Барран не успевает удивиться — «ДС» ныряет в один из туннелей на подъезде к Лиону. Машина бежит сквозь тьму, прорезаемую красными и желтыми огоньками и металлическими отблесками. Ни Баррана, ни Изабеллу не различить.

— Что там, в подземелье? — спрашивает Барран.

— Сейф, — коротко отвечает Изабелла.

— Что в сейфе? — наконец задает Барран следующий вопрос.

— Ничего.

— Тогда зачем тебе понадобилось его открыть? Автомобиль выныривает из туннеля на яркое солнце. Барран смотрит на молодую женщину. Достав из сумочки толстую пачку зеленых акций на предъявителя, она с покаянным видом показывает их Баррану.

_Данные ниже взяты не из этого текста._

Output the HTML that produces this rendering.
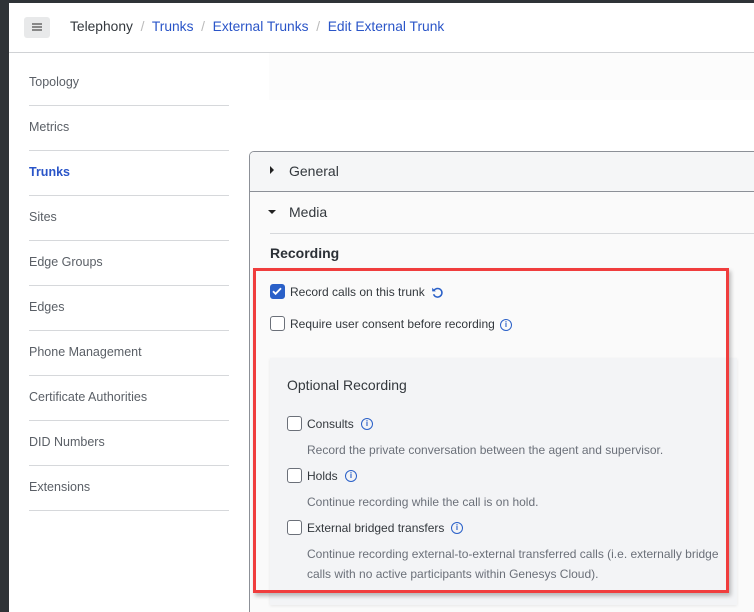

— Чтобы положить туда это… Акции, которые я стащила. — Их тут на пять миллионов…

Ближе к вечеру, на плоскогорье Морван.

«ДС» с открытыми дверцами стоит у придорожного ресторана. Поодаль на стоянке — другие автомобили.

Устроившись на сиденье пассажира с тарелкой на коленях, Барран с аппетитом поглощает бутерброд с бифштексом и салат. Изабелла, стоя возле машины, заканчивает рисовать губной помадой на лобовом стекле нечто вроде плана.

Закусывая, Барран поглядывает на эти красные линии, ветвящиеся будто в пустоте между ним и лицом склонившейся к нему молодой женщины.

— Здание тридцатиэтажное… — поясняет Изабелла. — Подземелье отведено службам рекламы… Это огромное помещение с множеством коридоров… Медосмотры проводятся здесь, в конференц-зале… А как раз рядом — хранилище с сейфом..

Она ставит помадой крестики, отмечая места, о которых говорит.

— И как бы он туда вошел, твой Моцарт? — спрашивает Барран

— Дверь открывается электрически. У меня есть план цепей и выключателей.

— А сейф?

— Он отпирается комбинацией из семи цифр. Но мы с Моцартом придумали способ, как ее узнать.

— Кто это «мы»? Моцарт или ты?

— Мы оба.

Барран, покончивший с едой, отставляет тарелку и включает стеклоочистители. Делает он это, похоже, с некоторым раздражением. Что это— ревность из-за слов «мы оба»? Или недоверие к истории, явно непохожей на правду? Неизвестно. Никогда толком не известно, что скрывается за замкнутым лицом Баррана.

«Дворник» размазывает по стеклу помаду Изабеллы, стирая план подземелья.

Проселочная дорога, глухая ночь.

В стоящем на обочине «ДС», салон которого освещен только приборной панелью, Барран и Изабелла устроились на ночлег на откинутых сиденьях. Сидящий в углу Барран курит сигарету, и все вокруг, когда он затягивается, проступает в красном свете. Он перебирает пачку акций.

Изабелла лежит рядом с ним голая, с распущенными волосами. Приглушенным голосом она заканчивает свой рассказ:

— …И вот полгода назад я увидела акции в кабинете администратора, незадолго до того, как их следовало положить в сейф… Я взяла самые маленькие купюры, их легче всего сбыть. Я и не представляла, во что это выльется.

Барран не отвечает, и она придвигается к нему, пытаясь разглядеть в красном свете сигареты выражение его лица.

— Понимаешь, с самого начала я твердила себе, что выкуплю эти проклятые акции. И еще, что Моцарт поможет мне положить их на место перед годовой проверкой.. Я ему верила.

Барран поворачивается к Изабелле и разглядывает ее в полумраке. Потом, с неожиданно усталым вздохом, он бросает сигарету и заключает молодую женщину в объятия.

Только что встало солнце.

Лежа в машине, Барран открывает глаза и с удивлением обнаруживает за боковым стеклом голову лошади — настоящей живой лошади, которая смотрит на него. Теперь видно, что «ДС» стоит на краю большого луга, на пригорке, довольно далеко от проселка, по которому они сюда приехали, и что их окружает с полдюжины великолепных лошадей.

Внутри «ДС» Изабелла тоже только что проснулась. Ночью она накинула на себя армейскую гимнастерку Баррана Прижавшись друг к дружке, любовники какое-то время созерцают лошадь за стеклом. Потом они обнимаются и смотрят один на другого.